インフルエンザ流行 今からでもワクチン接種を
季節性インフルエンザの流行が全国的に拡大している。警戒を強めたい。
厚生労働省によると、先月22日までの1週間の患者数は全国で4万7366人に上り、1定点医療機関当たり9・59人となった。これは、4週間以内に大流行が起きる可能性を示す注意報の水準(1医療機関当たり10人)に迫る。
また国立感染症研究所は、今シーズンに医療機関を受診した患者数は約89万4000人、先月22日までの1週間だけで約28万7000人と推計している。
新型コロナの感染拡大前は、推計で毎シーズン1000万~1500万人程度の患者が出ていただけに、今後、患者数の増加が加速する恐れがある。
インフルエンザの流行は3年ぶりだ。この間に免疫力の低下した人が増え、今回の感染拡大につながったとみられている。
インフルエンザの予防にはワクチンの接種が有効だ。専門家は現在が流行の初期段階とみており、今からでも遅くないとして接種を呼び掛けている。
ワクチンには予防だけでなく重症化を抑える効果もあるので、高齢者や妊婦、基礎疾患のある人の接種は特に重要だ。感染すれば肺炎や脳症など重い合併症にかかるケースがある。
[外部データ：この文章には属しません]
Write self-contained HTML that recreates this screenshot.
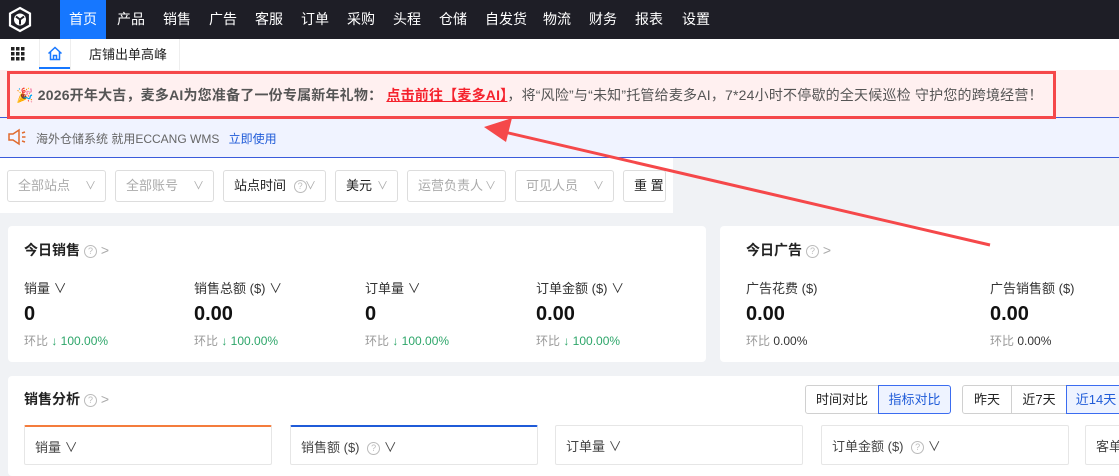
<!DOCTYPE html>
<html><head><meta charset="utf-8"><style>
*{box-sizing:border-box;margin:0;padding:0}
body{width:1119px;height:461px;overflow:hidden;background:#f0f2f5;font-family:"Liberation Sans","Noto Sans CJK SC",sans-serif;font-size:13px;color:#333;position:relative}
.abs{position:absolute}
.nav{left:0;top:0;width:1119px;height:39px;background:#1e1e26}
.nav span{position:absolute;top:0;height:39px;line-height:39px;color:#fff;font-size:14px}
.tabs{left:0;top:39px;width:1119px;height:31px;background:#fff}
.banner{left:0;top:70px;width:1119px;height:48px;background:#fff0f0;border-bottom:1px solid #3b5bdb}
.rbox{left:7px;top:71px;width:1049px;height:48px;border:3px solid #f5484a}
.wms{left:0;top:119px;width:1119px;height:39px;background:#f0f3ff;border-bottom:1px solid #3b5bdb}
.filters{left:0;top:158px;width:673px;height:55px;background:#fff}
.sel{position:absolute;top:12px;height:32px;border:1px solid #ddd;border-radius:3px;line-height:30px;padding-left:10px;color:#aaa;font-size:13px;white-space:nowrap}
.sel i{position:absolute;right:9px;top:0;font-style:normal;color:#aaa;font-size:11px}
.card{background:#fff;border-radius:4px}
.t{font-weight:bold;font-size:14px;color:#222;white-space:nowrap}
.q{display:inline-block;width:13px;height:13px;border:1px solid #bbb;border-radius:50%;font-size:9px;line-height:11px;text-align:center;color:#bbb;font-weight:normal;vertical-align:1px;margin-left:4px}
.lbl{font-size:13px;color:#333}
.big{font-size:20px;font-weight:bold;color:#111}
.cmp{font-size:12px;color:#999}
.cmp b{color:#2ea66a;font-weight:normal}
.sub{position:absolute;top:425px;height:40px;border:1px solid #e6e6e6;border-radius:2px;background:#fff;padding:10px 10px;font-size:13px;color:#444}
.btn{position:absolute;top:385px;height:29px;line-height:27px;border:1px solid #d0d0d0;text-align:center;font-size:13px;color:#222;background:#fff}
</style></head><body>
<div class="abs nav">
<svg class="abs" style="left:7px;top:6px" width="26" height="27" viewBox="0 0 26 27"><path d="M13 2 L23 7.5 V19.5 L13 25 L3 19.5 V7.5Z" fill="none" stroke="#fff" stroke-width="2.2"/><circle cx="13" cy="13.5" r="6" fill="#fff"/><path d="M13 13.5 L9 10.5 M13 13.5 L17 10.5 M13 13.5 V18.5" stroke="#1e1e26" stroke-width="2"/></svg>
<span style="left:60px;width:46px;background:#1677ff;text-align:center">首页</span>
<span style="left:117px">产品</span><span style="left:163px">销售</span><span style="left:209px">广告</span><span style="left:255px">客服</span><span style="left:301px">订单</span><span style="left:347px">采购</span><span style="left:393px">头程</span><span style="left:439px">仓储</span><span style="left:485px">自发货</span><span style="left:543px">物流</span><span style="left:589px">财务</span><span style="left:635px">报表</span><span style="left:682px">设置</span>
</div>
<div class="abs tabs">
<svg class="abs" style="left:11px;top:8px" width="14" height="14"><g fill="#222"><rect x="0" y="0" width="3.5" height="3.5"/><rect x="5" y="0" width="3.5" height="3.5"/><rect x="10" y="0" width="3.5" height="3.5"/><rect x="0" y="5" width="3.5" height="3.5"/><rect x="5" y="5" width="3.5" height="3.5"/><rect x="10" y="5" width="3.5" height="3.5"/><rect x="0" y="10" width="3.5" height="3.5"/><rect x="5" y="10" width="3.5" height="3.5"/><rect x="10" y="10" width="3.5" height="3.5"/></g></svg>
<div class="abs" style="left:39px;top:0;width:1px;height:31px;background:#eee"></div>
<div class="abs" style="left:39px;top:28px;width:31px;height:2px;background:#1677ff"></div>
<svg class="abs" style="left:47px;top:7px" width="16" height="15" viewBox="0 0 16 15"><path d="M1.5 7.5 L8 1.5 L14.5 7.5 M3.5 6 V13.5 H12.5 V6 M6.5 13.5 V9.5 H9.5 V13.5" fill="none" stroke="#1677ff" stroke-width="1.5"/></svg>
<div class="abs" style="left:70px;top:0;width:1px;height:31px;background:#eee"></div>
<div class="abs" style="left:89px;top:0;line-height:31px;font-size:13px;color:#222">店铺出单高峰</div>
<div class="abs" style="left:179px;top:0;width:1px;height:31px;background:#eee"></div>
</div>
<div class="abs banner"></div>
<div class="abs" style="left:16px;top:83px;font-size:14px;white-space:nowrap;color:#555;line-height:24px;letter-spacing:0.2px"><span style="color:#d4a017">🎉</span> <b style="color:#555">2026开年大吉，麦多AI为您准备了一份专属新年礼物：</b> <b style="color:#f5222d;text-decoration:underline">点击前往【麦多AI】</b>，将“风险”与“未知”托管给麦多AI，7*24小时不停歇的全天候巡检 守护您的跨境经营！</div>
<div class="abs rbox"></div>
<div class="abs wms"></div>
<svg class="abs" style="left:7px;top:128px" width="20" height="18" viewBox="0 0 20 18"><path d="M2 6 H6 L12 2 V16 L6 12 H2Z" fill="none" stroke="#e06b2e" stroke-width="1.5"/><path d="M15 5 L18 4 M15 9 H18.5 M15 13 L18 14" stroke="#e06b2e" stroke-width="1.5"/></svg>
<div class="abs" style="left:36px;top:130px;font-size:12px;color:#666">海外仓储系统 就用ECCANG WMS <span style="color:#1f5bd8;margin-left:6px">立即使用</span></div>
<div class="abs filters">
<div class="sel" style="left:7px;width:99px">全部站点<i>∨</i></div>
<div class="sel" style="left:115px;width:99px">全部账号<i>∨</i></div>
<div class="sel" style="left:223px;width:103px;color:#222">站点时间 <span class="q">?</span><i>∨</i></div>
<div class="sel" style="left:335px;width:63px;color:#222">美元<i>∨</i></div>
<div class="sel" style="left:407px;width:99px">运营负责人<i>∨</i></div>
<div class="sel" style="left:515px;width:99px">可见人员<i>∨</i></div>
<div class="sel" style="left:623px;width:43px;color:#222">重 置</div>
</div>
<div class="abs card" style="left:8px;top:226px;width:698px;height:136px">
<div class="abs t" style="left:16px;top:14px">今日销售<span class="q">?</span> <span style="color:#aaa;font-weight:normal">&gt;</span></div>
<div class="abs" style="left:16px;top:52px"><div class="lbl">销量 ∨</div><div class="big" style="margin-top:6px">0</div><div class="cmp" style="margin-top:6px">环比 <b>↓ 100.00%</b></div></div>
<div class="abs" style="left:186px;top:52px"><div class="lbl">销售总额 ($) ∨</div><div class="big" style="margin-top:6px">0.00</div><div class="cmp" style="margin-top:6px">环比 <b>↓ 100.00%</b></div></div>
<div class="abs" style="left:357px;top:52px"><div class="lbl">订单量 ∨</div><div class="big" style="margin-top:6px">0</div><div class="cmp" style="margin-top:6px">环比 <b>↓ 100.00%</b></div></div>
<div class="abs" style="left:528px;top:52px"><div class="lbl">订单金额 ($) ∨</div><div class="big" style="margin-top:6px">0.00</div><div class="cmp" style="margin-top:6px">环比 <b>↓ 100.00%</b></div></div>
</div>
<div class="abs card" style="left:720px;top:226px;width:420px;height:136px">
<div class="abs t" style="left:26px;top:14px">今日广告<span class="q">?</span> <span style="color:#aaa;font-weight:normal">&gt;</span></div>
<div class="abs" style="left:26px;top:52px"><div class="lbl">广告花费 ($)</div><div class="big" style="margin-top:6px">0.00</div><div class="cmp" style="margin-top:6px">环比 <span style="color:#333">0.00%</span></div></div>
<div class="abs" style="left:270px;top:52px"><div class="lbl">广告销售额 ($)</div><div class="big" style="margin-top:6px">0.00</div><div class="cmp" style="margin-top:6px">环比 <span style="color:#333">0.00%</span></div></div>
</div>
<div class="abs card" style="left:8px;top:376px;width:1130px;height:100px"></div>
<div class="abs t" style="left:24px;top:389px">销售分析<span class="q">?</span> <span style="color:#aaa;font-weight:normal">&gt;</span></div>
<div class="btn" style="left:805px;width:74px;border-radius:3px 0 0 3px">时间对比</div>
<div class="btn" style="left:878px;width:73px;border-color:#3b6cf0;color:#1f5bd8;background:#eef3ff;border-radius:0 3px 3px 0">指标对比</div>
<div class="btn" style="left:962px;width:50px;border-radius:3px 0 0 3px">昨天</div>
<div class="btn" style="left:1011px;width:56px">近7天</div>
<div class="btn" style="left:1066px;width:60px;border-color:#3b6cf0;color:#1f5bd8;background:#eef3ff">近14天</div>
<div class="sub" style="left:24px;width:248px;border-top:2px solid #f47c3c">销量 ∨</div>
<div class="sub" style="left:290px;width:248px;border-top:2px solid #1f5bd8">销售额 ($) <span class="q">?</span> ∨</div>
<div class="sub" style="left:555px;width:248px">订单量 ∨</div>
<div class="sub" style="left:821px;width:248px">订单金额 ($) <span class="q">?</span> ∨</div>
<div class="sub" style="left:1085px;width:60px">客单</div>
<svg class="abs" style="left:0;top:0" width="1119" height="461"><line x1="990" y1="245" x2="500" y2="131" stroke="#f5484a" stroke-width="3"/><path d="M484 127 L512 118 L506 142Z" fill="#f5484a"/></svg>
</body></html>
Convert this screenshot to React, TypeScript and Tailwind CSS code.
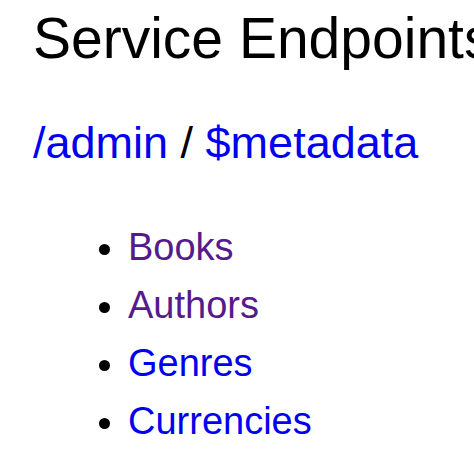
import React from "react";

const links = [
  { label: "Books", visited: true },
  { label: "Authors", visited: true },
  { label: "Genres", visited: false },
  { label: "Currencies", visited: false },
];

const App = () => {
  return (
    <div className="h-[455px] w-[474px] overflow-hidden bg-white pl-[33px] font-['Liberation_Sans',Arial,sans-serif] text-black">
      <h1 className="mt-[10px] whitespace-nowrap text-[57px] leading-[57px]">Service Endpoints</h1>

      <h2 className="mt-[53px] whitespace-nowrap text-[45px] leading-[45px]">
        <a href="#" className="text-[#0000EE]">/admin</a> / <a href="#" className="text-[#0000EE]">$metadata</a>
      </h2>

      <ul className="mt-[53px] list-disc pl-[95px] text-[38px] leading-[58px]">
        {links.map((l) => (
          <li key={l.label}>
            <a href="#" className={l.visited ? "text-[#551A8B]" : "text-[#0000EE]"}>
              {l.label}
            </a>
          </li>
        ))}
      </ul>
    </div>
  );
};

export default App;
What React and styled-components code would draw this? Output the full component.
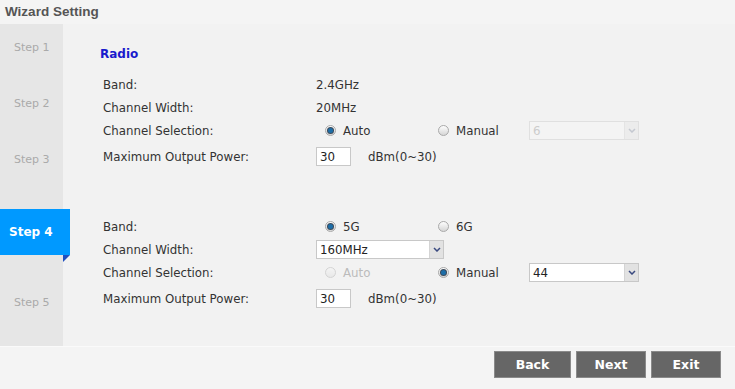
import React from "react";
import styled, { createGlobalStyle, css } from "styled-components";

const Global = createGlobalStyle`
  html, body { margin: 0; padding: 0; background: #f4f4f4; }
  body { font-family: "DejaVu Sans", "Liberation Sans", sans-serif; }
  * { box-sizing: border-box; }
`;

const Page = styled.div`
  width: 735px;
  height: 389px;
  display: flex;
  flex-direction: column;
  background: #f4f4f4;
  overflow: hidden;
`;

const Header = styled.div`
  height: 24px;
  flex: none;
  display: flex;
  align-items: center;
  padding: 0 0 2px 5px;
  font-family: "Liberation Sans", sans-serif;
  font-size: 13.5px;
  font-weight: bold;
  color: #555;
  background: #f4f4f4;
`;

const Body = styled.div`
  flex: 1;
  display: flex;
  min-height: 0;
`;

const Sidebar = styled.div`
  width: 63px;
  flex: none;
  background: #e6e6e6;
  display: flex;
  flex-direction: column;
  gap: 38px;
  padding-top: 14px;
  position: relative;
  z-index: 1;
`;

const Step = styled.div`
  height: 18px;
  display: flex;
  align-items: center;
  padding-left: 14px;
  font-size: 11px;
  color: #aaa;
  ${(p) =>
    p.$active &&
    css`
      height: 46px;
      width: 70px;
      margin-top: 3px;
      background: #0099ff;
      color: #fff;
      font-weight: bold;
      font-size: 12px;
      padding-left: 9px;
      position: relative;
      &::after {
        content: "";
        position: absolute;
        left: 63px;
        top: 46px;
        border-top: 7px solid #1f4fc0;
        border-right: 7px solid transparent;
      }
    `}
`;

const Content = styled.div`
  flex: 1;
  background: #f2f2f2;
  padding: 21px 0 0 37px;
`;

const Title = styled.div`
  height: 18px;
  display: flex;
  align-items: center;
  font-size: 12px;
  font-weight: bold;
  color: #1a1acc;
  margin-bottom: 10px;
`;

const Section = styled.div`
  display: flex;
  flex-direction: column;
  padding-left: 3px;
  margin-top: ${(p) => p.$gap || 0}px;
`;

const Row = styled.div`
  height: 23px;
  display: flex;
  align-items: center;
  margin-top: ${(p) => p.$mt || 0}px;
  font-size: 11.8px;
  color: #333;
`;

const Label = styled.div`
  width: 213px;
  flex: none;
`;

const Value = styled.div``;

const Radios = styled.div`
  display: flex;
  align-items: center;
  padding-left: 9px;
`;

const Option = styled.label`
  display: flex;
  align-items: center;
  gap: 7px;
  width: ${(p) => p.$w || "auto"};
  color: ${(p) => (p.$disabled ? "#bbb" : "#333")};
`;

const Dot = styled.span`
  width: 11px;
  height: 11px;
  border-radius: 50%;
  border: 1px solid ${(p) => (p.$disabled ? "#d4d4d4" : "#a9a9a9")};
  background: ${(p) =>
    p.$disabled
      ? "linear-gradient(#f4f4f4, #e8e8e8)"
      : "linear-gradient(#fdfdfd, #d6d6d6)"};
  display: flex;
  align-items: center;
  justify-content: center;
  &::after {
    content: "";
    display: ${(p) => (p.$checked ? "block" : "none")};
    width: 5px;
    height: 5px;
    border-radius: 50%;
    background: #1d6ea8;
    box-shadow: 0 0 0 1px #3d4a5a;
  }
`;

const Select = styled.div`
  width: ${(p) => p.$w}px;
  height: 19px;
  display: flex;
  border: 1px solid ${(p) => (p.$disabled ? "#e0e0e0" : "#c8c8c8")};
  background: ${(p) => (p.$disabled ? "#f4f4f4" : "#fff")};
  color: ${(p) => (p.$disabled ? "#ccc" : "#222")};
  font-size: 11.8px;
`;

const SelectText = styled.div`
  flex: 1;
  display: flex;
  align-items: center;
  padding-left: 3px;
`;

const Arrow = styled.div`
  width: 14px;
  display: flex;
  align-items: center;
  justify-content: center;
  background: ${(p) => (p.$disabled ? "#ececec" : "#e2e2e2")};
  border-left: 1px solid ${(p) => (p.$disabled ? "#e4e4e4" : "#d4d4d4")};
`;

const Input = styled.div`
  width: 35px;
  height: 19px;
  border: 1px solid #c8c8c8;
  background: #fff;
  display: flex;
  align-items: center;
  padding-left: 3px;
  font-size: 11.8px;
  color: #222;
`;

const Unit = styled.span`
  margin-left: 17px;
`;

const Footer = styled.div`
  height: 43px;
  flex: none;
  border-top: 1px solid #fafafa;
  background: #f4f4f4;
  display: flex;
  justify-content: flex-end;
  align-items: flex-start;
  padding: 4px 14px 0 0;
  gap: 5px;
`;

const Button = styled.button`
  width: ${(p) => p.$w}px;
  height: 27px;
  background: #666;
  border: 1px solid #8a8a8a;
  color: #fff;
  font-family: "DejaVu Sans", sans-serif;
  font-weight: bold;
  font-size: 12.5px;
  padding: 0;
`;

const Chevron = ({ disabled }) => (
  <svg width="8" height="5" viewBox="0 0 8 5">
    <path
      d="M1 1 L4 4 L7 1"
      fill="none"
      stroke={disabled ? "#c4c8d0" : "#3a4a80"}
      strokeWidth="1.5"
    />
  </svg>
);

const Sel = ({ w, value, disabled }) => (
  <Select $w={w} $disabled={disabled}>
    <SelectText>{value}</SelectText>
    <Arrow $disabled={disabled}>
      <Chevron disabled={disabled} />
    </Arrow>
  </Select>
);

const Radio = ({ label, checked, disabled, w }) => (
  <Option $w={w} $disabled={disabled}>
    <Dot $checked={checked} $disabled={disabled} />
    {label}
  </Option>
);

export default function App() {
  return (
    <Page>
      <Global />
      <Header>Wizard Setting</Header>
      <Body>
        <Sidebar>
          <Step>Step 1</Step>
          <Step>Step 2</Step>
          <Step>Step 3</Step>
          <Step $active>Step 4</Step>
          <Step>Step 5</Step>
        </Sidebar>
        <Content>
          <Title>Radio</Title>
          <Section>
            <Row>
              <Label>Band:</Label>
              <Value>2.4GHz</Value>
            </Row>
            <Row>
              <Label>Channel Width:</Label>
              <Value>20MHz</Value>
            </Row>
            <Row>
              <Label>Channel Selection:</Label>
              <Radios>
                <Radio label="Auto" checked w="113px" />
                <Radio label="Manual" w="91px" />
                <Sel w={110} value="6" disabled />
              </Radios>
            </Row>
            <Row $mt={3}>
              <Label>Maximum Output Power:</Label>
              <Input>30</Input>
              <Unit>dBm(0~30)</Unit>
            </Row>
          </Section>
          <Section $gap={47}>
            <Row>
              <Label>Band:</Label>
              <Radios>
                <Radio label="5G" checked w="113px" />
                <Radio label="6G" />
              </Radios>
            </Row>
            <Row>
              <Label>Channel Width:</Label>
              <Sel w={128} value="160MHz" />
            </Row>
            <Row>
              <Label>Channel Selection:</Label>
              <Radios>
                <Radio label="Auto" disabled w="113px" />
                <Radio label="Manual" checked w="91px" />
                <Sel w={110} value="44" />
              </Radios>
            </Row>
            <Row $mt={3}>
              <Label>Maximum Output Power:</Label>
              <Input>30</Input>
              <Unit>dBm(0~30)</Unit>
            </Row>
          </Section>
        </Content>
      </Body>
      <Footer>
        <Button $w={77}>Back</Button>
        <Button $w={70}>Next</Button>
        <Button $w={70}>Exit</Button>
      </Footer>
    </Page>
  );
}
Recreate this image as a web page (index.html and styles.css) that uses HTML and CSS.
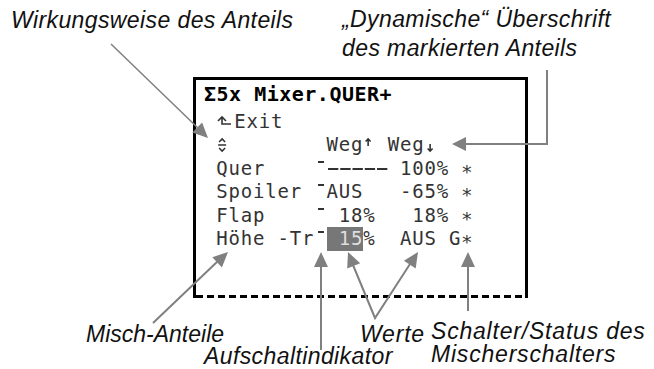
FILE: index.html
```html
<!DOCTYPE html>
<html lang="de">
<head>
    <meta charset="UTF-8">
    <title>Mixer QUER+</title>
    <link rel="stylesheet" href="styles.css">
</head>
<body>
    <div class="canvas">
        <p class="note note-mode">Wirkungsweise des Anteils</p>
        <p class="note note-head">„Dynamische“ Überschrift<br>des markierten Anteils</p>

        <div class="lcd">
            <div class="lcd-title">Σ5x Mixer.QUER+</div>
            <div class="row"> <svg class="ico ico-exit" viewBox="0 0 18 14"><path d="M2 7 L6 3 L10 7 M6 3 V10 H15" /></svg>Exit</div>
            <div class="row"> <svg class="ico ico-sel" viewBox="0 0 12 16"><path d="M3 5 L6 2 L9 5 M2 8 H10 M3 11 L6 14 L9 11" /></svg>        Weg<svg class="ico ico-dir" viewBox="0 0 12 16"><path d="M5 2 V9 M2.5 4.5 L5 2 L7.5 4.5" /></svg> Weg<svg class="ico ico-dir" viewBox="0 0 12 16"><path d="M5 7 V14 M2.5 11.5 L5 14 L7.5 11.5" /></svg></div>
            <div class="row"> Quer    <i class="ind"></i><span class="dashes"></span> 100% ∗</div>
            <div class="row"> Spoiler <i class="ind"></i>AUS   -65% ∗</div>
            <div class="row"> Flap    <i class="ind"></i> 18%   18% ∗</div>
            <div class="row"> Höhe -Tr<i class="ind"></i><span class="sel"> 15</span>%  AUS G∗</div>
        </div>

        <svg class="arrows" viewBox="0 0 654 369">
            <g class="arrow-lines">
                <line x1="111" y1="44" x2="199" y2="129" stroke-width="1.5"/>
                <polyline points="547,70 547,144 464,144"/>
                <line x1="153" y1="323" x2="218" y2="261"/>
                <line x1="321" y1="350" x2="321" y2="265"/>
                <polyline points="353,265 375,318 410,264"/>
                <line x1="468" y1="311" x2="468" y2="265"/>
            </g>
            <g class="arrow-heads">
                <polygon points="208,138 192.3,132.6 202.1,122.6"/>
                <polygon points="452,144 466,137 466,151"/>
                <polygon points="228,252 221.9,267.4 212.3,257.2"/>
                <polygon points="321,252 314,267 328,267"/>
                <polygon points="348,252 360.2,263.2 347.2,268.6"/>
                <polygon points="418,252 415.7,268.4 403.9,260.8"/>
                <polygon points="468,252 461,267 475,267"/>
            </g>
        </svg>

        <p class="note note-mix">Misch-Anteile</p>
        <p class="note note-values">Werte</p>
        <p class="note note-switch">Schalter/Status des<br>Mischerschalters</p>
        <p class="note note-ind">Aufschaltindikator</p>
    </div>
</body>
</html>
```

FILE: styles.css
```css
body {
    margin: 0;
    background: #fff;
}
.canvas {
    position: relative;
    width: 654px;
    height: 369px;
    overflow: hidden;
    padding: 77px 0 0 193px;
    box-sizing: border-box;
    font-family: "Liberation Sans", Arial, sans-serif;
}

/* annotations round the display */
.note {
    position: absolute;
    margin: 0;
    font-style: italic;
    font-size: 23px;
    line-height: 29px;
    letter-spacing: .4px;
    color: #111;
    white-space: nowrap;
}
.note-mode {
    left: 11px;
    top: 6px;
}
.note-head {
    left: 342px;
    top: 5px;
}
.note-mix {
    left: 86px;
    top: 320px;
    letter-spacing: 0;
}
.note-values {
    left: 360px;
    top: 320px;
    letter-spacing: .8px;
}
.note-switch {
    left: 431px;
    top: 320px;
    line-height: 23px;
    letter-spacing: .8px;
}
.note-ind {
    left: 204px;
    top: 346px;
    line-height: 20px;
}

/* the display */
.lcd {
    width: 335px;
    height: 221px;
    box-sizing: border-box;
    border: 3px solid #000;
    border-bottom: 0;
    padding-left: 8px;
    background: linear-gradient(to right, #000 7px, transparent 7px) left bottom / 11px 3px repeat-x;
    font-family: "DejaVu Sans Mono", monospace;
    font-size: 19px;
    letter-spacing: .81px;
    color: #333;
}
.lcd-title {
    font-weight: bold;
    font-size: 20px;
    letter-spacing: .5px;
    line-height: 29.5px;
    color: #000;
}
.row {
    white-space: pre;
    height: 23.5px;
    line-height: 23.5px;
}
.ico {
    display: inline-block;
    fill: none;
    stroke: #333;
    stroke-width: 1.6;
}
.ico-exit {
    width: 18px;
    height: 14px;
}
.ico-sel,
.ico-dir {
    width: 12.25px;
    height: 16px;
    vertical-align: -2px;
}
.ind {
    display: inline-block;
    width: 12.25px;
    height: 14px;
    background: linear-gradient(#333, #333) 4px 0 / 6px 2px no-repeat;
}
.dashes {
    display: inline-block;
    width: 61.25px;
    height: 2px;
    vertical-align: 5px;
    background: linear-gradient(to right, #333 10px, transparent 10px) 1px 0 / 12.25px 2px repeat-x;
}
.sel {
    display: inline-block;
    background: #777;
    color: #ddd;
}

/* pointer lines */
.arrows {
    position: absolute;
    left: 0;
    top: 0;
    width: 654px;
    height: 369px;
}
.arrow-lines {
    fill: none;
    stroke: #808080;
    stroke-width: 2;
}
.arrow-heads {
    fill: #808080;
}
```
抵抗力の弱い子どもの感染にも注意が必要だ。
また、インフルエンザは主にせきや、くしゃみによる飛沫、患者との接触などで感染する。小まめな手洗いのほか、加湿器などによる室内の乾燥防止、人が多い所でのマスク着用などを心掛けたい。
インフルエンザの主な症状は、38度以上の急な発熱や頭痛、全身の倦怠感などだ。症状が重い場合は早めに医療機関を受診する必要がある。コロナ禍もあり、感染の有無を家庭で確認できる検査キットを用意してはどうか。新型コロナの感染も同時に調べられるキットも市販されている。
流行のピークはまだ見えない。政府は、感染状況に関する情報発信や予防接種の推奨などに一層努めてもらいたい。